— BEGIN MATERIAL FOR THIS TASK —

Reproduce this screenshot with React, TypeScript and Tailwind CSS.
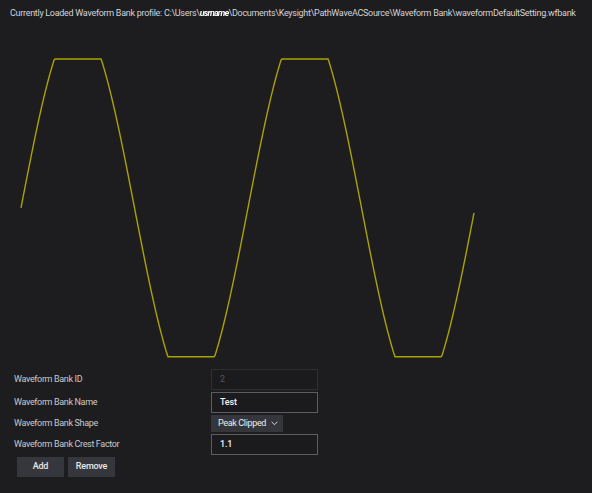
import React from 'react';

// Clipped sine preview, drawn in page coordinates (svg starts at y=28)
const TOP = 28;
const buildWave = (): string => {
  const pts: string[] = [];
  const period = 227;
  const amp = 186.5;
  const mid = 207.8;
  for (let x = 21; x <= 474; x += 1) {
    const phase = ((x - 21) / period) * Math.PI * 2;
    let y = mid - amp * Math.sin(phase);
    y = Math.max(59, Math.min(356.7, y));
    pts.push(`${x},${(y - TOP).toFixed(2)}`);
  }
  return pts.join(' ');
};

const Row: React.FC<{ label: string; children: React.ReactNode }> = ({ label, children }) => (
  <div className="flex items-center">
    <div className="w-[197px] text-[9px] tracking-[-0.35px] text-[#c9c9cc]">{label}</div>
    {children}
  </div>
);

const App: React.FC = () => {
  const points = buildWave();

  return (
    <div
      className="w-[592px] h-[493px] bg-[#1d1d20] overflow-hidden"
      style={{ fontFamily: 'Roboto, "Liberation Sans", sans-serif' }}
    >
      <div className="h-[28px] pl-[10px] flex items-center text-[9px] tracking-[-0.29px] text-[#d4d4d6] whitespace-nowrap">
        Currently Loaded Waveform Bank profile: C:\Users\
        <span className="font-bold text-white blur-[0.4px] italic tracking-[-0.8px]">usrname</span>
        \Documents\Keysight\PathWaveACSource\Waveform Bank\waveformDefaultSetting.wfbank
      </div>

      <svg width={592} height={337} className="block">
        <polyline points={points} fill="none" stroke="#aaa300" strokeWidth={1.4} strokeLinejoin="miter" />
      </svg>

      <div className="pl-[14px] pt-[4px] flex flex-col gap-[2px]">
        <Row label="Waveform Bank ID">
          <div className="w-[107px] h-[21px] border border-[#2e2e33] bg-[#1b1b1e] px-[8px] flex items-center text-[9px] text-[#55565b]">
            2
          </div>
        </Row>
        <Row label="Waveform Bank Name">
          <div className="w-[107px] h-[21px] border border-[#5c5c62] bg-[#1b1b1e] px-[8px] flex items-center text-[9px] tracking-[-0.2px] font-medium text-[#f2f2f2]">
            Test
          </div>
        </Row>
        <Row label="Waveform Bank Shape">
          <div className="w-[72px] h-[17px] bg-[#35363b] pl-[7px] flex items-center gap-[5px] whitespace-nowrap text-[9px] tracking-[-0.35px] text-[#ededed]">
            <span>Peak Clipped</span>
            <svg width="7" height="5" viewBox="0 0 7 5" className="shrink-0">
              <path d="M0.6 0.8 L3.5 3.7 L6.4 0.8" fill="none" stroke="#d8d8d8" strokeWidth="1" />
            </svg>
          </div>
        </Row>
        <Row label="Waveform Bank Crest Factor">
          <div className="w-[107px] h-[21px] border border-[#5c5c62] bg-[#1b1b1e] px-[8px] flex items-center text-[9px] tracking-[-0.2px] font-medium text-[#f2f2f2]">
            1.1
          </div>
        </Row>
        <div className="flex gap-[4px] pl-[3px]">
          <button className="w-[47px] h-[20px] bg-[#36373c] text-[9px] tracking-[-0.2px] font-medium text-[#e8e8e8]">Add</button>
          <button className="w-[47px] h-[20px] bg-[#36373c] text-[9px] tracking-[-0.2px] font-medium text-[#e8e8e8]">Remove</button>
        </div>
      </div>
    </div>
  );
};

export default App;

— END MATERIAL FOR THIS TASK —
— BEGIN MATERIAL FOR THIS TASK —

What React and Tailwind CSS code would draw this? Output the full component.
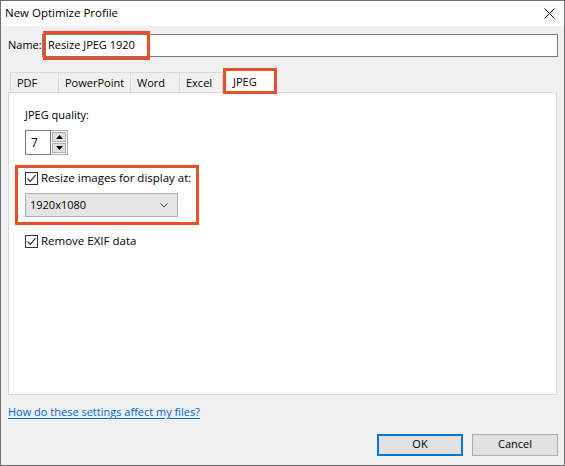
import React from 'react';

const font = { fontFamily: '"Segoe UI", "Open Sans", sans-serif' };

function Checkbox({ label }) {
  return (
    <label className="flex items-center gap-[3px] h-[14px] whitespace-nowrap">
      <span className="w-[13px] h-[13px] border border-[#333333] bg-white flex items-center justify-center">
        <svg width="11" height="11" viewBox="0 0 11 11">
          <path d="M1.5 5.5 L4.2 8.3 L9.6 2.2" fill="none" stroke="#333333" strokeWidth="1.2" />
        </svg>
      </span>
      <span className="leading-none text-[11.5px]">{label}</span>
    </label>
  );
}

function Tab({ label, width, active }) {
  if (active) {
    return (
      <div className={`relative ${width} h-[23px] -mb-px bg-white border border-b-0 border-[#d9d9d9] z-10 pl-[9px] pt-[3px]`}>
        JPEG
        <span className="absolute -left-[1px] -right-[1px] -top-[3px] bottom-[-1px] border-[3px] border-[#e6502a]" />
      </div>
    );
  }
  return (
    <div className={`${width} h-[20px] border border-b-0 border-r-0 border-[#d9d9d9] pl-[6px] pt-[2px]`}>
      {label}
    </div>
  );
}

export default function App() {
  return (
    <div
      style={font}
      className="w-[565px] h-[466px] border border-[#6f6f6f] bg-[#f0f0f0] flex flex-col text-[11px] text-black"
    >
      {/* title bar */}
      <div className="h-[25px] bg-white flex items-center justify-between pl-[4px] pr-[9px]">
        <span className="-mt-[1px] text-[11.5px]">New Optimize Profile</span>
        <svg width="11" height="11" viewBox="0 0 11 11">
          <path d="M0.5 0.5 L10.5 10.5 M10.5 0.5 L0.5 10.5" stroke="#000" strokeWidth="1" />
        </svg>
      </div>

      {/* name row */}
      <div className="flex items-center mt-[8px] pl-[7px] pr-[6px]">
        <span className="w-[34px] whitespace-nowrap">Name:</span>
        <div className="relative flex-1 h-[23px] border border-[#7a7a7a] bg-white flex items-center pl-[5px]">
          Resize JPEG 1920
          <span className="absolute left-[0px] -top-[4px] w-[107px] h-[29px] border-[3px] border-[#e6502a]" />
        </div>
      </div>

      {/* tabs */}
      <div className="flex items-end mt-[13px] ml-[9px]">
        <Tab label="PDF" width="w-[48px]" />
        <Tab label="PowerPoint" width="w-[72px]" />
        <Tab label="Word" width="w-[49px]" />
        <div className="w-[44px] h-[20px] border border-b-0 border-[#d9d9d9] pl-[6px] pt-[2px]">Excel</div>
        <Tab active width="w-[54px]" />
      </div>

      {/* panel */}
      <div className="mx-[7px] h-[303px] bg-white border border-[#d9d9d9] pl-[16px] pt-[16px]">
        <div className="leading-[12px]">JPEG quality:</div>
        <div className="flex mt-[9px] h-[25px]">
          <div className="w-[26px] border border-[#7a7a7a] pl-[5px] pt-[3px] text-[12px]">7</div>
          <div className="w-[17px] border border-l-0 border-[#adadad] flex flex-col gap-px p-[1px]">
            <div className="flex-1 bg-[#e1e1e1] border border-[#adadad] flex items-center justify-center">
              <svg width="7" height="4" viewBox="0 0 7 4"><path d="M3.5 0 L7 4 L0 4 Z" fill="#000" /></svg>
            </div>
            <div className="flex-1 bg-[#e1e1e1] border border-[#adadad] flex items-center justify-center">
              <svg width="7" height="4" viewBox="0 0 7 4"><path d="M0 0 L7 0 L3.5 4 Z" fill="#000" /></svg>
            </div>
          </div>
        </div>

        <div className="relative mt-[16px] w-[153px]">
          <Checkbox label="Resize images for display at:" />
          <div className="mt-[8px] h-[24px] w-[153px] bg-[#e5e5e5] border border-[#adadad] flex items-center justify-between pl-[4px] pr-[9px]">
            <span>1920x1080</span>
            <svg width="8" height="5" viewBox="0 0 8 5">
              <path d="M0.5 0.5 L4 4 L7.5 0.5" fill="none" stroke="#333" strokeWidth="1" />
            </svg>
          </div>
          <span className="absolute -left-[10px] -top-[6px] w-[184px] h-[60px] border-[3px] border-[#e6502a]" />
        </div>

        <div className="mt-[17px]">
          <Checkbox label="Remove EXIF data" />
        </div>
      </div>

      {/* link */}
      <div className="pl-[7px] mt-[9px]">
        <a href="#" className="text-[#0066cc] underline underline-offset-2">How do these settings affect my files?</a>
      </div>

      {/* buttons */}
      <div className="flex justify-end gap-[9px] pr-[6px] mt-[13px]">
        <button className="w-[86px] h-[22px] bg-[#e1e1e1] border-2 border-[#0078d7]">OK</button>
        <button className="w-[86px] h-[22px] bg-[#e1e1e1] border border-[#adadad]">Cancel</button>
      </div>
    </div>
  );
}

— END MATERIAL FOR THIS TASK —

Without any pictures, set down the lines from the one holding "Reproduce this screenshot" through the one holding "const points = buildWave();".

» SOLVED EXERCISE:
Reproduce this screenshot with React, TypeScript and Tailwind CSS.
import React from 'react';

// Clipped sine preview, drawn in page coordinates (svg starts at y=28)
const TOP = 28;
const buildWave = (): string => {
  const pts: string[] = [];
  const period = 227;
  const amp = 186.5;
  const mid = 207.8;
  for (let x = 21; x <= 474; x += 1) {
    const phase = ((x - 21) / period) * Math.PI * 2;
    let y = mid - amp * Math.sin(phase);
    y = Math.max(59, Math.min(356.7, y));
    pts.push(`${x},${(y - TOP).toFixed(2)}`);
  }
  return pts.join(' ');
};

const Row: React.FC<{ label: string; children: React.ReactNode }> = ({ label, children }) => (
  <div className="flex items-center">
    <div className="w-[197px] text-[9px] tracking-[-0.35px] text-[#c9c9cc]">{label}</div>
    {children}
  </div>
);

const App: React.FC = () => {
  const points = buildWave();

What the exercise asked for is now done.